The first section consists of three chapters that delineate the applications of several data mining methods in predictive analytics. In the first chapter, statistics scholars Mark T. Leung and Shaotao Pan demonstrate how the bootstrap aggregation (bagging) framework can be applied to artificial neural network (ANN) forecasting in order to improve predictions of product order quantity in supply chain planning. The authors compare the results of quantity forecasting using two designs of bagging ANN, no bagging ANN, and other models like conventional ARIMA and random walk models. They conclude that bagging ANN enhanced forecasting overall and created persistent accuracy in order forecasts in the longer term. In Chapter Two, data scientists Thomas Ott and Stephen Kudyba illustrate how a data management (or retrospective dashboard) platform and data mining abilities can cooperate with an e-based visualized API to generate a comprehensive (retrospective and predictive) business intelligence application for customer churn. In Chapter Three, business Kenneth Lawrence, Gary Kleinman, and Sheila Lawrence focus on developing a regression model to predict CEO compensation among U.S. corporate insurance companies based on several significant predictors such as companies operating income, capital spending, and financial leverage. The three chapters as a group reveal the power of data mining to extract data from different sources and organize them for future prediction. Chapter One also emphasizes that an advanced or improved data mining method could have more satisfactory results than methods without optimization. Readers will come away with a stronger sense of the process involved in extracting useful information from massive data sets.
Four chapters that highlight the importance of its application in business comprise the Business Applications section. In Chapter Four, supply chain management scholars Denish Pai and Hengameh Hosseini introduce data envelopment analysis (DEA), a mathematical programming approach used to characterize the relationship among multiple inputs and outputs, estimating best practice and evaluating productive inefficiency. It then uses DEA to analyze the operational and financial performance of 90 hospitals in Pennsylvania through a two-stage hospital production process. In Chapter Five, Will Greerer, Gregory Smith, David Hyland, and Mark Frolick examine the driving forces behind online grocery shopping, the varying business models in the industry, its benefits and challenges, and the role of data mining in addressing these challenges. In Chapter Six, business analytics professor B. D. McCullough offers an example of subgroup analysis via statistics to demonstrate the pitfalls of subgroup analysis, such as frequent occurrences of type one and type two errors (in statistical hypothesis testing, a type one error is the rejection of a true null hypothesis, while a type two error is failing to reject a false null hypothesis). McCullough then provides five rules that should govern subgroup analysis. In Chapter Seven, Nick Perrino, Gregory Smith, David Hyland, and Mark Frolick describe the importance of business intelligence to small and medium-sized businesses, the challenges they face in accessing it, and the authors vision for how they should approach it. Like Chapter Five, Chapter Seven focuses less on data mining than the other chapters in the book.

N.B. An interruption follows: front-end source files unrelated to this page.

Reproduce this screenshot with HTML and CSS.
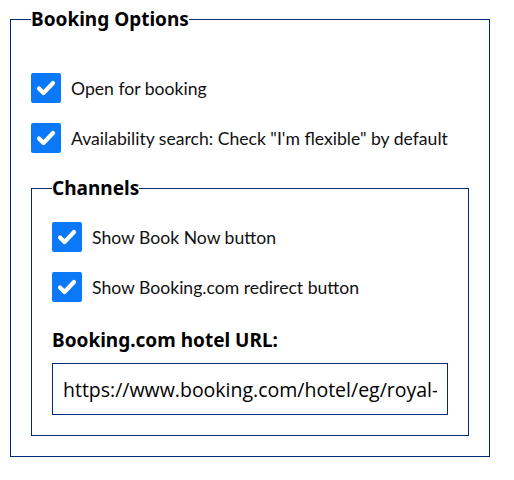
FILE: index.html
```html
<!DOCTYPE html>
<html lang="en">
<head>
  <meta charset="UTF-8">
  <meta name="viewport" content="width=device-width, initial-scale=1.0">
  <title>Booking Options</title>
  <link rel="stylesheet" href="styles.css">
</head>
<body>
  <fieldset class="options">
    <legend>Booking Options</legend>
    <div class="option-list">
      <label class="option">
        <span class="check"><svg viewBox="0 0 30 30"><path d="M8 15.5l4.5 4.5 9.5-10"/></svg></span>
        <span class="option-text">Open for booking</span>
      </label>
      <label class="option">
        <span class="check"><svg viewBox="0 0 30 30"><path d="M8 15.5l4.5 4.5 9.5-10"/></svg></span>
        <span class="option-text">Availability search: Check "I'm flexible" by default</span>
      </label>
    </div>
    <fieldset class="channels">
      <legend>Channels</legend>
      <div class="option-list">
        <label class="option">
          <span class="check"><svg viewBox="0 0 30 30"><path d="M8 15.5l4.5 4.5 9.5-10"/></svg></span>
          <span class="option-text">Show Book Now button</span>
        </label>
        <label class="option">
          <span class="check"><svg viewBox="0 0 30 30"><path d="M8 15.5l4.5 4.5 9.5-10"/></svg></span>
          <span class="option-text">Show Booking.com redirect button</span>
        </label>
      </div>
      <div class="url-field">
        <label class="url-label" for="hotel-url">Booking.com hotel URL:</label>
        <input id="hotel-url" class="url-input" type="text" value="https://www.booking.com/hotel/eg/royal-maxim-palace-kempinski.html">
      </div>
    </fieldset>
  </fieldset>
</body>
</html>
```

FILE: styles.css
```css
body {
  margin: 8px;
  background: #fff;
  color: #000;
  font-family: 'Noto Sans', sans-serif;
}
fieldset {
  border: 1px solid #00297a;
  margin: 0;
}
legend {
  padding: 0;
  font-weight: bold;
  font-size: 19px;
  line-height: 22px;
}
.options {
  width: 480px;
  margin: 0 0 0 2px;
  padding: 43px 20px 20px 20px;
  box-sizing: border-box;
}
.option-list {
  display: flex;
  flex-direction: column;
  gap: 20px;
}
.option {
  display: flex;
  align-items: center;
  gap: 10px;
}
.check {
  width: 30px;
  height: 30px;
  background: #0b78f7;
  border-radius: 2px;
  display: flex;
}
.check svg {
  width: 30px;
  height: 30px;
  fill: none;
  stroke: #fff;
  stroke-width: 4.2;
  stroke-linecap: round;
  stroke-linejoin: round;
}
.option-text {
  font-family: 'Lato', sans-serif;
  font-size: 17.6px;
  color: #111;
}
.channels {
  margin-top: 24px;
  padding: 23px 20px 20px 20px;
}
.url-field {
  display: flex;
  flex-direction: column;
  gap: 10px;
  margin-top: 25px;
}
.url-label {
  font-weight: bold;
  font-size: 19px;
}
.url-input {
  border: 1px solid #00297a;
  height: 52px;
  box-sizing: border-box;
  padding: 0 10px;
  font-family: 'Open Sans', sans-serif;
  font-size: 19.5px;
  color: #000;
  width: 100%;
}
```
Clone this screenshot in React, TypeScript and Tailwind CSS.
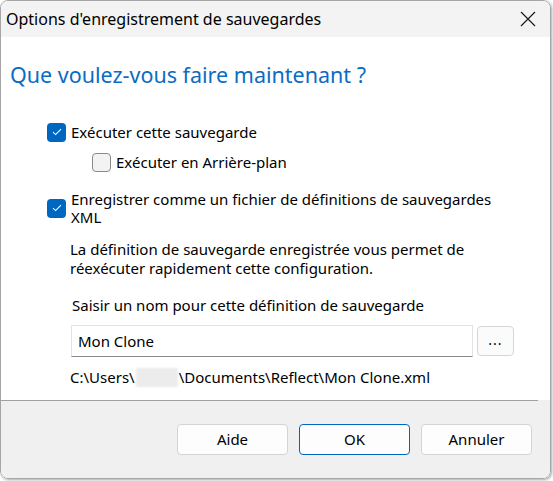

Section Three, Topics in Data Mining, contains three chapters that cover topics in, respectively, health care, academic research, and education. In Chapter Eight, supply chain scholars Virginia Miori and Catherine Cardamone demonstrate the application of data mining and statistics techniques such as clustering, partitioning, ANOVA, stepwise regression, and stepwise logistic regression to determine the statistically significant drivers of treatment success in a Florida drug rehabilitation center. In Chapter Nine, statistics scholar Feng Yang, Xiya Zu, and Zhimin Huang introduce extended H-index (EHI), a new method of evaluating researchers impact, which takes the quality of citations of a paper into consideration. It visualizes the relationship among EHI and four other evaluation index methods, and demonstrates how each method evaluates ten economists by exploratory factor analysis. Results show a clear advantage of the EHI. In Chapter Ten, operations research analyst and consultant Ronald Klimberg, Richard Pollack, and Richard Herschel discuss the lost opportunities caused by insufficient emphasis on developing and improving problem-solving skills in the education of analytics professionals. They also propose that analytics academic programs offer analytics heuristics and analytics grand rounds courses in order to improve students problem-solving skills. While it makes a compelling case, like Chapters Five and Seven, Chapter Ten does not fit into the volume as well as the other chapters because it has only a tangential relationship to data mining.
Digressing chapters aside, Contemporary Perspectives in Data Mining offers many good cases that will improve readers understanding of the capacities of data mining. The contributors offer detailed and clear explanations of how several fields can utilize data mining to get desirable information and prediction models, as well as thought-provoking perspectives on the future of data mining.
In summary, this book contributes to the introduction of data mining research and practice as it illustrates the capacities of data mining in key fields in todays society and also offers a very good starting point for practitioners in fields that have not yet explored the power of data mining. I strongly recommend it to all readers who are interested in data mining.
Furnas, A. (2012, April 13). Everything You Wanted to Know About Data Mining but Were Afraid to Ask. The Atlantic. Retrieved from: https://www.theatlantic.com/technology/archive/2012/04/everything-you-wanted-to-know-about-data-mining-but-were-afraid-to-ask/255388/